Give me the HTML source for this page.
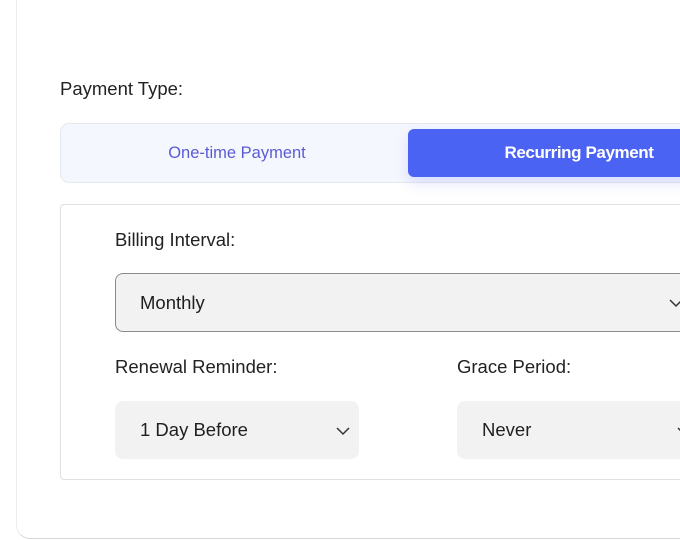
<!DOCTYPE html>
<html><head><style>
*{margin:0;padding:0;box-sizing:border-box}
body{width:680px;height:540px;overflow:hidden;background:#fff;font-family:"Liberation Sans",sans-serif;position:relative;color:#1f1f1f}
.card{position:absolute;left:16px;top:-20px;width:900px;height:559px;border:1px solid #d6d6d6;border-left-color:#ececec;border-radius:14px;background:#fff}
.abs{position:absolute}
.lbl{font-size:18.5px;color:#222}
.toggle{left:60px;top:123px;width:700px;height:60px;background:#f5f7fe;border:1px solid #e6e8ef;border-radius:9px}
.opt{top:0;height:100%;display:flex;align-items:center;justify-content:center;font-size:16.5px}
.active{left:408px;top:129px;width:342px;height:48px;background:#4b63f2;border-radius:6px;color:#fff;font-weight:bold;font-size:17px;display:flex;align-items:center;justify-content:center;box-shadow:0 6px 14px rgba(75,99,242,.18);letter-spacing:-0.4px}
.panel{left:60px;top:204px;width:700px;height:276px;border:1px solid #e0e0e0;border-radius:4px}
.sel{background:#f2f2f2;border-radius:8px;font-size:18.5px;display:flex;align-items:center;padding-left:25px}
.chev{position:absolute;width:16px;height:10px}
</style></head><body>
<div class="card"></div>
<div class="abs lbl" style="left:60px;top:78px">Payment Type:</div>
<div class="abs toggle"></div>
<div class="abs opt" style="left:66px;top:123px;width:342px;height:60px;color:#5a5bd4">One-time Payment</div>
<div class="abs active">Recurring Payment</div>
<div class="abs panel"></div>
<div class="abs lbl" style="left:115px;top:229px">Billing Interval:</div>
<div class="abs sel" style="left:115px;top:273px;width:620px;height:59px;border:1px solid #8a8a8a;padding-left:24px">Monthly</div>
<svg class="chev" style="left:668px;top:298px" viewBox="0 0 16 10"><path d="M2 2 L8 8 L14 2" fill="none" stroke="#333" stroke-width="1.5"/></svg>
<div class="abs lbl" style="left:115px;top:356px">Renewal Reminder:</div>
<div class="abs lbl" style="left:457px;top:356px">Grace Period:</div>
<div class="abs sel" style="left:115px;top:401px;width:244px;height:58px">1 Day Before</div>
<svg class="chev" style="left:335px;top:426px" viewBox="0 0 16 10"><path d="M2 2 L8 8 L14 2" fill="none" stroke="#333" stroke-width="1.5"/></svg>
<div class="abs sel" style="left:457px;top:401px;width:260px;height:58px">Never</div>
<svg class="chev" style="left:676px;top:426px" viewBox="0 0 16 10"><path d="M2 2 L8 8 L14 2" fill="none" stroke="#333" stroke-width="1.5"/></svg>
</body></html>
_____
» Short problem: Using the data above, print every line exactly, omitting pictures.

» Solution for this problem:
Give me the HTML source for this page.
<!DOCTYPE html>
<html><head><style>
*{margin:0;padding:0;box-sizing:border-box}
body{width:680px;height:540px;overflow:hidden;background:#fff;font-family:"Liberation Sans",sans-serif;position:relative;color:#1f1f1f}
.card{position:absolute;left:16px;top:-20px;width:900px;height:559px;border:1px solid #d6d6d6;border-left-color:#ececec;border-radius:14px;background:#fff}
.abs{position:absolute}
.lbl{font-size:18.5px;color:#222}
.toggle{left:60px;top:123px;width:700px;height:60px;background:#f5f7fe;border:1px solid #e6e8ef;border-radius:9px}
.opt{top:0;height:100%;display:flex;align-items:center;justify-content:center;font-size:16.5px}
.active{left:408px;top:129px;width:342px;height:48px;background:#4b63f2;border-radius:6px;color:#fff;font-weight:bold;font-size:17px;display:flex;align-items:center;justify-content:center;box-shadow:0 6px 14px rgba(75,99,242,.18);letter-spacing:-0.4px}
.panel{left:60px;top:204px;width:700px;height:276px;border:1px solid #e0e0e0;border-radius:4px}
.sel{background:#f2f2f2;border-radius:8px;font-size:18.5px;display:flex;align-items:center;padding-left:25px}
.chev{position:absolute;width:16px;height:10px}
</style></head><body>
<div class="card"></div>
<div class="abs lbl" style="left:60px;top:78px">Payment Type:</div>
<div class="abs toggle"></div>
<div class="abs opt" style="left:66px;top:123px;width:342px;height:60px;color:#5a5bd4">One-time Payment</div>
<div class="abs active">Recurring Payment</div>
<div class="abs panel"></div>
<div class="abs lbl" style="left:115px;top:229px">Billing Interval:</div>
<div class="abs sel" style="left:115px;top:273px;width:620px;height:59px;border:1px solid #8a8a8a;padding-left:24px">Monthly</div>
<svg class="chev" style="left:668px;top:298px" viewBox="0 0 16 10"><path d="M2 2 L8 8 L14 2" fill="none" stroke="#333" stroke-width="1.5"/></svg>
<div class="abs lbl" style="left:115px;top:356px">Renewal Reminder:</div>
<div class="abs lbl" style="left:457px;top:356px">Grace Period:</div>
<div class="abs sel" style="left:115px;top:401px;width:244px;height:58px">1 Day Before</div>
<svg class="chev" style="left:335px;top:426px" viewBox="0 0 16 10"><path d="M2 2 L8 8 L14 2" fill="none" stroke="#333" stroke-width="1.5"/></svg>
<div class="abs sel" style="left:457px;top:401px;width:260px;height:58px">Never</div>
<svg class="chev" style="left:676px;top:426px" viewBox="0 0 16 10"><path d="M2 2 L8 8 L14 2" fill="none" stroke="#333" stroke-width="1.5"/></svg>
</body></html>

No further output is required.